Connection Between the Mattinens and WPS
The court examined the evidence presented regarding the relationship between the Mattinens and WPS, noting that Ray's role as an associated person was pivotal. The Mattinens provided substantial evidence indicating that Ray used WPS's email and contact information during their dealings, which established a connection between the Mattinens and WPS. Additionally, the Mattinens argued that they had engaged with Ray in a manner that indicated he was acting as a representative of WPS, strengthening their position that they were customers of WPS for arbitration purposes. The court highlighted that WPS's argument of independence from Ray’s actions was unconvincing, as the FINRA rules did not permit such distinctions when determining arbitration obligations.
FINRA Rules and Customer Definition
The court addressed the relevant FINRA rules, particularly Rule 12200, which mandates arbitration when a dispute arises between a customer and a FINRA member or associated person. The court noted that the term "customer" is defined broadly and should not be narrowly construed, which serves to uphold the reasonable expectations of FINRA members. It emphasized that even without a direct contractual relationship, the Mattinens could be considered customers of WPS if they were customers of Ray, who was an associated person of WPS. The court referenced precedent from other circuits that supported the notion that customers of an associated person are entitled to compel arbitration against the FINRA member, thereby reinforcing the Mattinens' claim against WPS.

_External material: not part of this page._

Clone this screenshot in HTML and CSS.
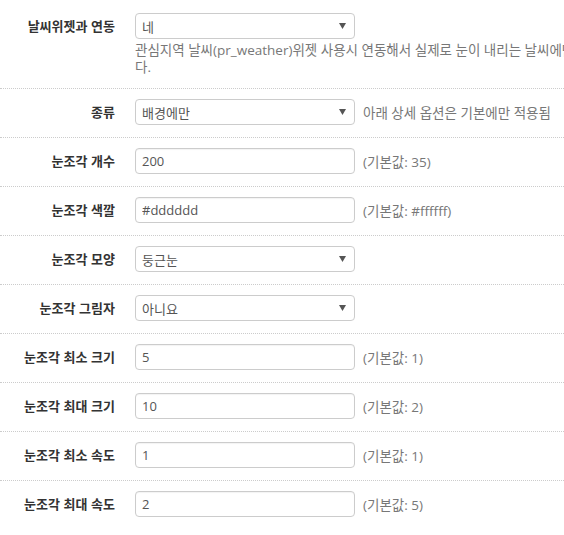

Conclusion of the Court's Reasoning
In conclusion, the court determined that WPS had failed to adequately prove its assertion that it was not required to arbitrate the claims against it. The evidence overwhelmingly indicated that Ray was indeed an associated person of WPS, and thus the Mattinens, as customers of Ray, were also recognized as customers of WPS for the purposes of arbitration. The court stated that the failure to supervise claim clearly arose from WPS's business activities, further necessitating arbitration under FINRA rules. Since WPS did not successfully demonstrate a likelihood of success on the merits of its claims, the court found it unnecessary to evaluate the other factors relevant to granting the preliminary injunction. Consequently, the court denied WPS's request for preliminary relief.